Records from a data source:
= = = =

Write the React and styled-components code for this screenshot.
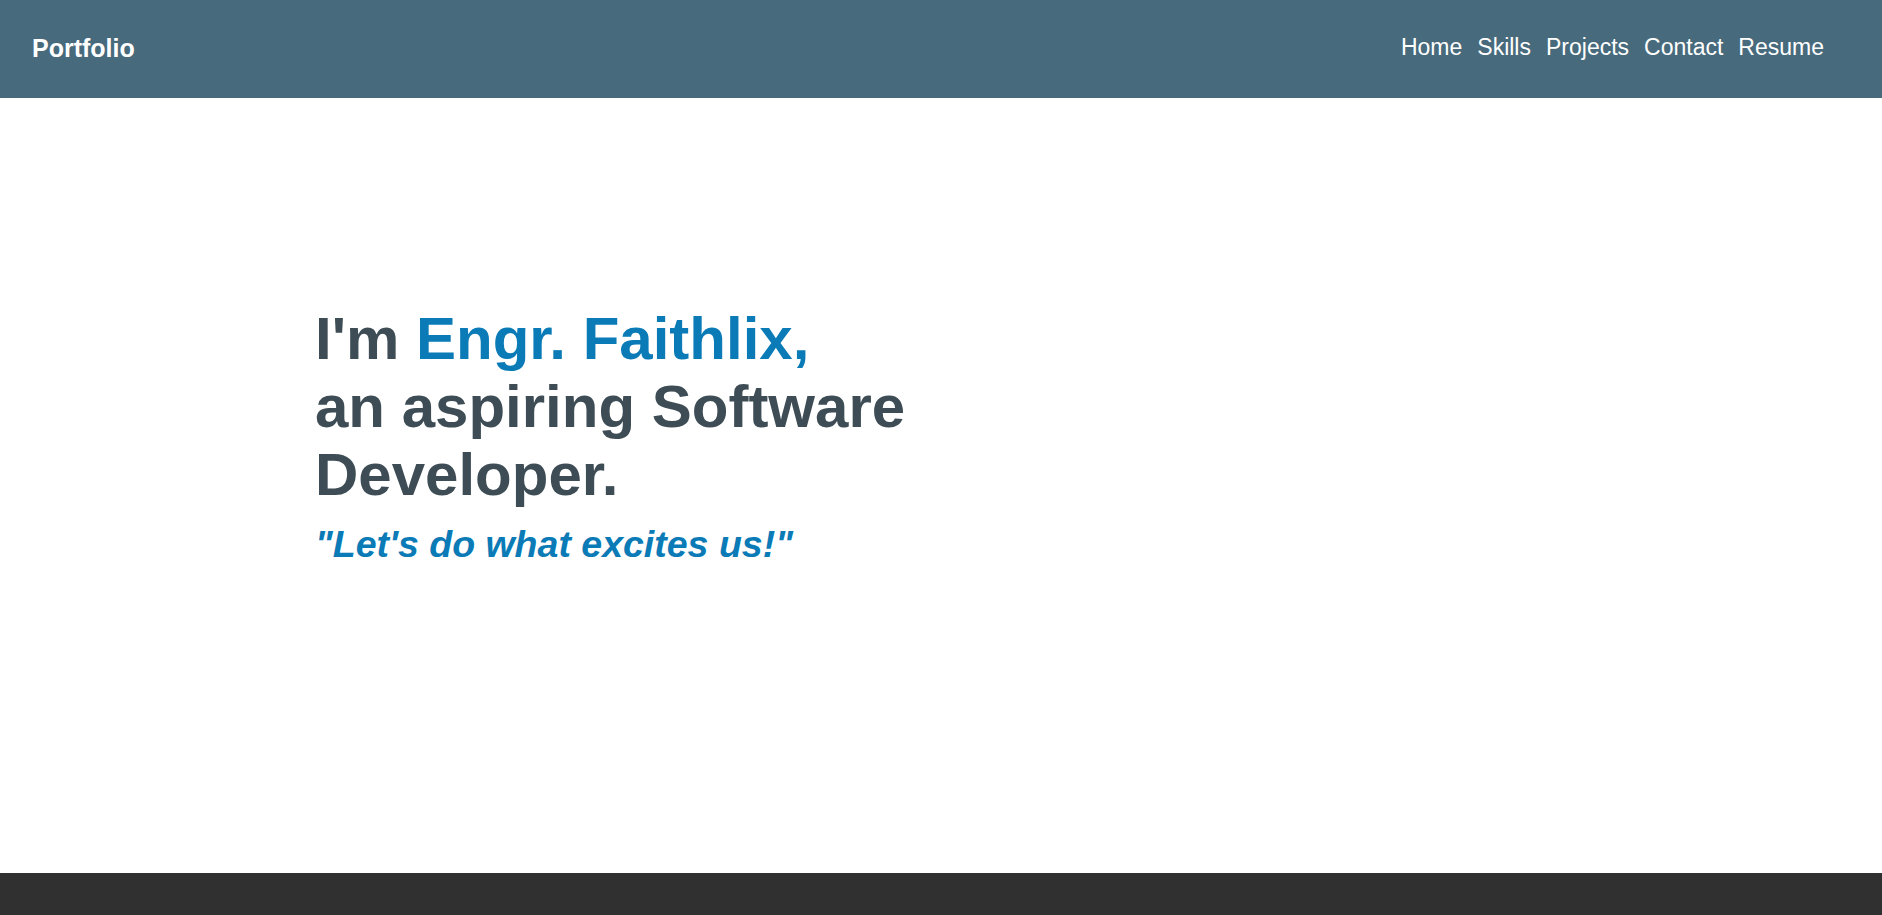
import styled, { createGlobalStyle } from "styled-components";

const GlobalStyle = createGlobalStyle`
  * {
    box-sizing: border-box;
  }

  body {
    margin: 0;
    background-color: #ffffff;
    font-family: "Liberation Sans", Arial, sans-serif;
  }
`;

const links = ["Home", "Skills", "Projects", "Contact", "Resume"];

export default function App() {
  return (
    <Page>
      <GlobalStyle />
      <NavBar>
        <Brand>Portfolio</Brand>
        <NavLinks>
          {links.map((link) => (
            <NavLink key={link} href={"#" + link.toLowerCase()}>
              {link}
            </NavLink>
          ))}
        </NavLinks>
      </NavBar>

      <Hero>
        <Intro>
          <Heading>
            I'm <Highlight>Engr. Faithlix,</Highlight>
            <br />
            an aspiring Software
            <br />
            Developer.
          </Heading>
          <Quote>"Let's do what excites us!"</Quote>
        </Intro>
      </Hero>

      <Footer />
    </Page>
  );
}

const Page = styled.div`
  min-height: 100vh;
  display: flex;
  flex-direction: column;
`;

const NavBar = styled.nav`
  height: 98px;
  background-color: #476a7c;
  display: flex;
  flex-direction: row;
  align-items: center;
  justify-content: space-between;
  padding: 0 58px 2px 32px;
`;

const Brand = styled.h1`
  margin: 0;
  font-family: "Liberation Sans", Arial, sans-serif;
  font-size: 25px;
  font-weight: 700;
  color: #ffffff;
`;

const NavLinks = styled.div`
  display: flex;
  flex-direction: row;
  align-items: center;
  gap: 15px;
  margin-bottom: 2px;
`;

const NavLink = styled.a`
  font-family: "Liberation Sans", Arial, sans-serif;
  font-size: 23px;
  color: #ffffff;
  text-decoration: none;
  cursor: pointer;
`;

const Hero = styled.main`
  flex: 1;
  min-height: 775px;
  display: flex;
  flex-direction: row;
  align-items: flex-start;
  padding: 207px 0 0 315px;
`;

const Intro = styled.section`
  display: flex;
  flex-direction: column;
  gap: 14px;
`;

const Heading = styled.h2`
  margin: 0;
  font-family: "Liberation Sans Narrow", "Arial Narrow", "Liberation Sans", sans-serif;
  font-size: 60px;
  font-weight: 700;
  line-height: 68px;
  color: #3e4d55;
`;

const Highlight = styled.span`
  color: #0a7bb6;
`;

const Quote = styled.p`
  margin: 0;
  font-family: "Liberation Sans Narrow", "Arial Narrow", "Liberation Sans", sans-serif;
  font-size: 37.5px;
  font-weight: 700;
  font-style: italic;
  color: #0a7bb6;
`;

const Footer = styled.footer`
  height: 42px;
  background-color: #303030;
`;
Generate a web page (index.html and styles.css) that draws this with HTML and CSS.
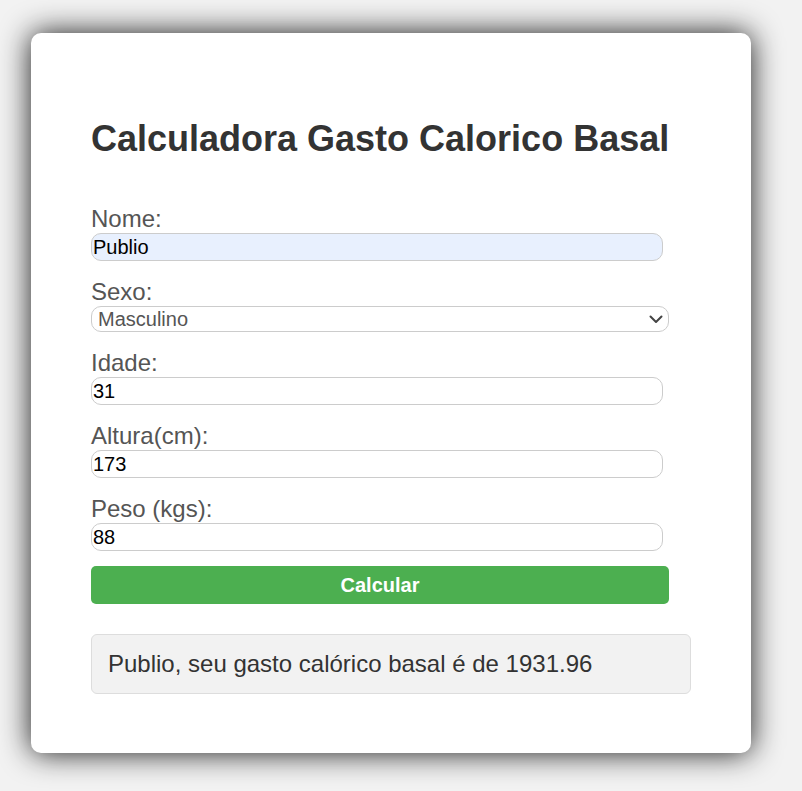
FILE: index.html
```html
<!DOCTYPE html>
<html lang="pt">
<head>
<meta charset="utf-8">
<title>Calculadora Gasto Calorico Basal</title>
<link rel="stylesheet" href="styles.css">
</head>
<body>
<div class="card">
  <h1 class="title">Calculadora Gasto Calorico Basal</h1>
  <form class="form">
    <label class="label" for="nome">Nome:</label>
    <input class="field autofill" id="nome" type="text" value="Publio">
    <label class="label" for="sexo">Sexo:</label>
    <div class="select-wrap">
      <select class="select" id="sexo">
        <option>Masculino</option>
        <option>Feminino</option>
      </select>
      <svg class="chevron" width="14" height="9" viewBox="0 0 14 9"><path d="M1.5 1.5 L7 7 L12.5 1.5" fill="none" stroke="#444" stroke-width="2" stroke-linecap="round" stroke-linejoin="round"/></svg>
    </div>
    <label class="label" for="idade">Idade:</label>
    <input class="field" id="idade" type="text" value="31">
    <label class="label" for="altura">Altura(cm):</label>
    <input class="field" id="altura" type="text" value="173">
    <label class="label" for="peso">Peso (kgs):</label>
    <input class="field" id="peso" type="text" value="88">
    <button class="btn" type="button">Calcular</button>
  </form>
  <div class="result">Publio, seu gasto calórico basal é de 1931.96</div>
</div>
</body>
</html>
```
FILE: styles.css
```css
html, body {
  margin: 0;
  padding: 0;
}
body {
  background: #f2f2f2;
  font-family: "Liberation Sans", Arial, sans-serif;
  padding: 33px 0 40px 31px;
}
.card {
  width: 600px;
  background: #fff;
  border-radius: 10px;
  padding: 60px 60px 59px;
  box-shadow: 0 0 30px rgba(0, 0, 0, 0.9);
}
.title {
  font-size: 36px;
  line-height: 41px;
  font-weight: bold;
  color: #333;
  margin: 25px 0 46px;
}
.form {
  display: flex;
  flex-direction: column;
  align-items: flex-start;
}
.label {
  display: block;
  font-size: 24px;
  line-height: 28px;
  color: #555;
}
.field {
  box-sizing: border-box;
  width: 572px;
  height: 28px;
  margin: 0 0 17px;
  padding: 0 1px;
  border: 1px solid #ccc;
  border-radius: 10px;
  font-family: "Liberation Sans", Arial, sans-serif;
  font-size: 20px;
  color: #000;
  background: #fff;
  outline: none;
}
.autofill {
  background: #e8f0fe;
}
.select-wrap {
  position: relative;
  width: 578px;
  height: 26px;
  margin: 0 0 17px;
}
.select {
  box-sizing: border-box;
  width: 100%;
  height: 26px;
  padding: 0 6px;
  border: 1px solid #ccc;
  border-radius: 10px;
  font-family: "Liberation Sans", Arial, sans-serif;
  font-size: 20px;
  color: #555;
  background: #fff;
  appearance: none;
  -webkit-appearance: none;
  outline: none;
}
.chevron {
  position: absolute;
  right: 6px;
  top: 9px;
  pointer-events: none;
}
.btn {
  width: 578px;
  height: 38px;
  margin-top: -2px;
  border: none;
  border-radius: 5px;
  background: #4caf50;
  color: #fff;
  font-family: "Liberation Sans", Arial, sans-serif;
  font-size: 20px;
  font-weight: bold;
  padding: 0;
}
.result {
  box-sizing: border-box;
  margin-top: 30px;
  height: 60px;
  padding: 0 16px;
  border: 1px solid #ddd;
  border-radius: 6px;
  background: #f2f2f2;
  color: #333;
  font-size: 24px;
  line-height: 58px;
}
```
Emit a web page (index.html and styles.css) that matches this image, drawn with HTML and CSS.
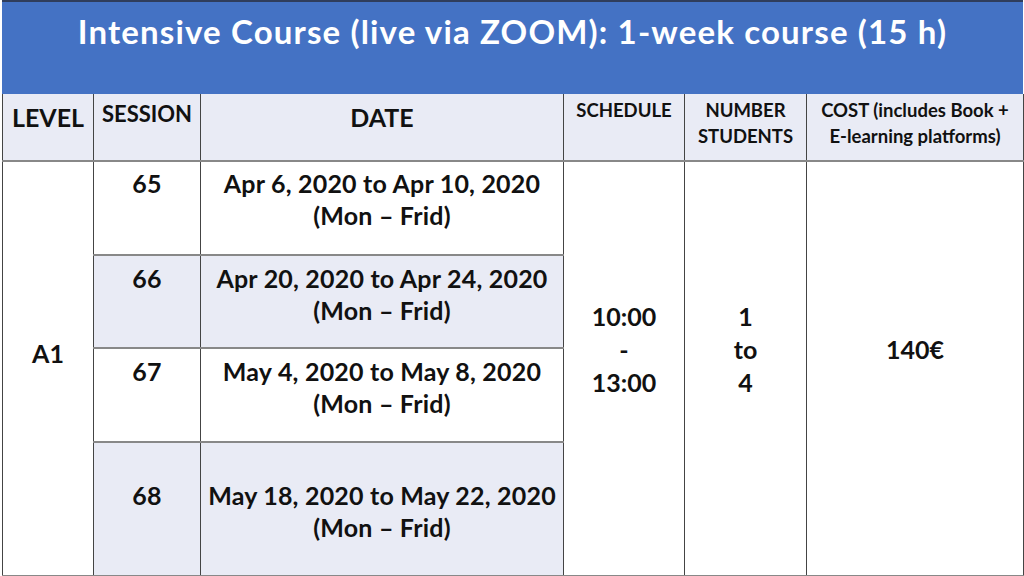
FILE: index.html
```html
<!DOCTYPE html>
<html>
<head>
<meta charset="utf-8">
<link rel="stylesheet" href="styles.css">
</head>
<body>
<div class="sheet">
  <div class="banner"><h1 class="title">Intensive Course (live via ZOOM): 1-week course (15 h)</h1></div>
  <table class="grid">
    <colgroup>
      <col class="c-level"><col class="c-session"><col class="c-date"><col class="c-sched"><col class="c-num"><col class="c-cost">
    </colgroup>
    <thead>
      <tr class="head">
        <th class="h-big">LEVEL</th>
        <th class="h-mid">SESSION</th>
        <th class="h-big">DATE</th>
        <th class="h-small">SCHEDULE</th>
        <th class="h-small">NUMBER<br>STUDENTS</th>
        <th class="h-small">COST (includes Book +<br>E-learning platforms)</th>
      </tr>
    </thead>
    <tbody>
      <tr class="row r-white r-first">
        <td class="span span-level" rowspan="4">A1</td>
        <td class="cell">65</td>
        <td class="cell">Apr 6, 2020 to Apr 10, 2020<br>(Mon – Frid)</td>
        <td class="span" rowspan="4">10:00<br>-<br>13:00</td>
        <td class="span" rowspan="4">1<br>to<br>4</td>
        <td class="span" rowspan="4">140€</td>
      </tr>
      <tr class="row r-tint r-second">
        <td class="cell">66</td>
        <td class="cell">Apr 20, 2020 to Apr 24, 2020<br>(Mon – Frid)</td>
      </tr>
      <tr class="row r-white">
        <td class="cell">67</td>
        <td class="cell">May 4, 2020 to May 8, 2020<br>(Mon – Frid)</td>
      </tr>
      <tr class="row r-tint r-last">
        <td class="cell">68</td>
        <td class="cell">May 18, 2020 to May 22, 2020<br>(Mon – Frid)</td>
      </tr>
    </tbody>
  </table>
</div>
</body>
</html>
```
FILE: styles.css
```css
* { box-sizing: border-box; }
html, body { margin: 0; padding: 0; background: #fff; }
body { font-family: "Lato", "Open Sans", sans-serif; font-weight: 700; color: #111; }
.sheet { width: 1024px; height: 576px; overflow: hidden; padding: 0 1px 0 2px; }
.banner {
  height: 94px;
  background: #4472c4;
  border-top: 2px solid #2f3d5c;
  display: flex;
  justify-content: center;
  padding-top: 9px;
}
.title { margin: 0; color: #fff; font-size: 33px; font-weight: 700; line-height: 40px; letter-spacing: 1.15px; white-space: nowrap; }
.grid { border-collapse: collapse; table-layout: fixed; width: 1021px; }
.c-level { width: 91px; }
.c-session { width: 107px; }
.c-date { width: 363px; }
.c-sched { width: 121px; }
.c-num { width: 122px; }
.c-cost { width: 217px; }
.grid th, .grid td { border: 1px solid #444; text-align: center; padding: 0; }
.head { height: 67px; background: #e9ebf5; }
.head th { vertical-align: top; border-bottom: 2px solid #888; border-top: 0; white-space: nowrap; }
.h-big { font-size: 25px; padding-top: 8px !important; }
.h-mid { font-size: 22px; padding-top: 6px !important; }
.h-small { font-size: 18.5px; line-height: 26px; padding-top: 3px !important; }
.row { height: 94px; }
.r-first { height: 94px; }
.r-second { height: 93px; }
.r-last { height: 134px; }
.r-white { background: #fff; }
.r-tint { background: #e9ebf5; }
.row td.cell { border-top: 2px solid #888; border-bottom: 2px solid #888; vertical-align: top; font-size: 25px; line-height: 32px; padding-top: 6px; letter-spacing: 0.2px; white-space: nowrap; }
.r-first td.cell { padding-top: 5px; }
.r-last td.cell { padding-top: 36px; }
.span { background: #fff; vertical-align: middle; font-size: 25px; line-height: 33px; padding-bottom: 38px !important; border-bottom: 2px solid #888 !important; }
.span-level { padding-bottom: 30px !important; }
```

= = = =

## GIVEN TASK:
Counting only lines of the data above that hold "this", report the total and nothing else.

## THE COMPLETED TASK:
3